To plan for future stability and address current responsibility, the Riverside Financial Performance and Budget Committee developed a list of 10 markers that should evaluate the status of the city’s financial health.

In their meeting this Friday, the committee will present its multi-measured diagnostic which is broken into groups beneath three questions: Can the city pay its bills now, can the city’s revenues cover its expenses and can the city pay its bills in the future?

Each of the 10 “indicators” refers to 10 different aspects of Riverside’s finances to see how the city was doing as of the end of the 2019-20 fiscal year. This includes Riverside’s trends over the previous five years and how it compares to other cities that are similar in size.

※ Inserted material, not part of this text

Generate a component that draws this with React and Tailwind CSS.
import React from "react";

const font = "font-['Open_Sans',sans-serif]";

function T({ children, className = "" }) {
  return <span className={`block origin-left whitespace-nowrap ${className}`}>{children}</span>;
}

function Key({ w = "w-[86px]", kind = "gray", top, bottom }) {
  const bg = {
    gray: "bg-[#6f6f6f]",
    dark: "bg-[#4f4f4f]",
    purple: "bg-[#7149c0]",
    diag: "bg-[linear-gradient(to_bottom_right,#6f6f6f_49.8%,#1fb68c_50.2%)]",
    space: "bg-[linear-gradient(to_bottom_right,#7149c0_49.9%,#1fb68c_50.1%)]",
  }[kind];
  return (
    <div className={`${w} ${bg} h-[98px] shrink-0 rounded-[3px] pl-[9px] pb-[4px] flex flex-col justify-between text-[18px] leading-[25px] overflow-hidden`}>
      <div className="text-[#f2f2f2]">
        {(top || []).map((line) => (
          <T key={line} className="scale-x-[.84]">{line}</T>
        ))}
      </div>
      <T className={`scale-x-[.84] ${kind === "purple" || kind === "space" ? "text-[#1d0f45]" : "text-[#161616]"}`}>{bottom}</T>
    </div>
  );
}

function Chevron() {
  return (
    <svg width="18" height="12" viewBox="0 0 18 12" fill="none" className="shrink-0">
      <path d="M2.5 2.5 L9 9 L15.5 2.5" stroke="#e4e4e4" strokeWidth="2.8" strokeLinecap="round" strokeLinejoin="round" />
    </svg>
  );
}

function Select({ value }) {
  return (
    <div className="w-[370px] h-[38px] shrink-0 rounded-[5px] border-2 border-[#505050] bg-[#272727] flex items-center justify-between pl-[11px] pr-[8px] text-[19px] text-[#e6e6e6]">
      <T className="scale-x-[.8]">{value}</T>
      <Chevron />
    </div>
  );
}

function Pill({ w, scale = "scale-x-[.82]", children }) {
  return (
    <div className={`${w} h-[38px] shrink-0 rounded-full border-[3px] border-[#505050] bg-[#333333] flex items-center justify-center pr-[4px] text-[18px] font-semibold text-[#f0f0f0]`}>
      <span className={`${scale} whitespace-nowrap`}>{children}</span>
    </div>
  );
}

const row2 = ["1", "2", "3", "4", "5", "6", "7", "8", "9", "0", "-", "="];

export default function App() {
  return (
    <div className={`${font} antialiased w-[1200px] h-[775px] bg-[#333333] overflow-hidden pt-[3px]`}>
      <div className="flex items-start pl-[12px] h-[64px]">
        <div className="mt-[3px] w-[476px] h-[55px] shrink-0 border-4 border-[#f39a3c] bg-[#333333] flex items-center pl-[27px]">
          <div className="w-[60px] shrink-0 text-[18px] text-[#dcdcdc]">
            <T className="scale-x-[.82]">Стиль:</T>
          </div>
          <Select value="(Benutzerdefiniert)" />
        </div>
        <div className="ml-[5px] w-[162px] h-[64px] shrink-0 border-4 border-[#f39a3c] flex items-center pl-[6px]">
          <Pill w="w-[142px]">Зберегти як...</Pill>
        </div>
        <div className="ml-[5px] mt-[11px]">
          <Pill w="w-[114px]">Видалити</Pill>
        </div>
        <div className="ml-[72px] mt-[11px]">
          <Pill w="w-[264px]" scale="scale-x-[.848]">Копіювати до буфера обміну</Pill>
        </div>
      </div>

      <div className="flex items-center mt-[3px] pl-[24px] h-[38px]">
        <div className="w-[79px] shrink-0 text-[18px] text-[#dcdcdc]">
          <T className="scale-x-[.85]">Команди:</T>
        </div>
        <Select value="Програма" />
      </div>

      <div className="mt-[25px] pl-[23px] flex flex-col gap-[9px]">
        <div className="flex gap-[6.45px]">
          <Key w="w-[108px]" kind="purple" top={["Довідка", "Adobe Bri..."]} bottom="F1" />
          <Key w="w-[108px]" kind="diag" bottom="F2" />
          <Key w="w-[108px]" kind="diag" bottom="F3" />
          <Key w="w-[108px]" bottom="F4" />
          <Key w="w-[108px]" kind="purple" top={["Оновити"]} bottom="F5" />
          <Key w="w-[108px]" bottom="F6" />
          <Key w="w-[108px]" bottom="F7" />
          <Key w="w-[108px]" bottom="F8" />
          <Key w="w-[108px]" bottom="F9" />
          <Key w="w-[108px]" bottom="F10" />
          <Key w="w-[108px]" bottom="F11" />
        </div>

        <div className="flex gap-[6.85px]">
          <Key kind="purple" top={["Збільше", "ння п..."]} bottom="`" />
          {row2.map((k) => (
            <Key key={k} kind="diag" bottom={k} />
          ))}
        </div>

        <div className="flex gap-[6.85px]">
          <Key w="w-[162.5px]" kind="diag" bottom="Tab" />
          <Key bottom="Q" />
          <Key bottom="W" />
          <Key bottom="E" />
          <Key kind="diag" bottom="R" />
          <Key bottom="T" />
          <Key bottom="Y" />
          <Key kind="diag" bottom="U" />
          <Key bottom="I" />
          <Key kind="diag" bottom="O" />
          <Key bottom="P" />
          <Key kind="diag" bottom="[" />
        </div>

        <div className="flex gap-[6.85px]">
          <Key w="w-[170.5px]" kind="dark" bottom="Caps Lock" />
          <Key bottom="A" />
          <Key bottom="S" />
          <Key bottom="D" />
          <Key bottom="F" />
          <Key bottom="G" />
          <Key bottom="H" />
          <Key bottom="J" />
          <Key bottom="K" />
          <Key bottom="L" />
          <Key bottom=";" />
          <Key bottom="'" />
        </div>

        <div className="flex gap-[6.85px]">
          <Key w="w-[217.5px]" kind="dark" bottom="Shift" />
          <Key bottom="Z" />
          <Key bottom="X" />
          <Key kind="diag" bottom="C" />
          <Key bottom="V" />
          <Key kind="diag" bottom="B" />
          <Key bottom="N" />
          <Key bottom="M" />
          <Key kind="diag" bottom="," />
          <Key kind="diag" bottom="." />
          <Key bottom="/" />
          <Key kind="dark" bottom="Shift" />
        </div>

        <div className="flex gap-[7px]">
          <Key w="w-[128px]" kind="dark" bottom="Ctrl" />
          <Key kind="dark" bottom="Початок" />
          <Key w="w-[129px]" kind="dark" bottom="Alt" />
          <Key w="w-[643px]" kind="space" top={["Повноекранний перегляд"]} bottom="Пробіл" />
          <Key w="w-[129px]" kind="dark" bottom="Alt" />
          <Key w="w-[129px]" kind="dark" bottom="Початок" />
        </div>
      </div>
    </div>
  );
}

Riverside faces a structural deficit of $14.5 million and a pension-debt crisis in the billions. In response, city officials created a tightened spending plan, suspended scheduled raises and halted recruitment for 137 empty city staff positions. Mayor Patricia Lock Dawson said this resulted in $21 million in savings last year during her January State of the City Address.

In the address, she highlighted the priorities the city needs to tackle. Stabilizing Riverside’s finances was at the top of her list.

Lock Dawson said her three-pronged approach to solving the city’s financial challenges is to refinance existing city debt, create a budget stabilization effort and generate new forms of revenue by fostering existing businesses’ growth and attracting new investment.

The city is also currently utilizing Priority-Based Budgeting, a tool approved in 2020 as the preferred method of organizing the city’s budgeted items each fiscal year.

This Friday’s presentation and discussion will be held in Riverside City Hall at 3 p.m.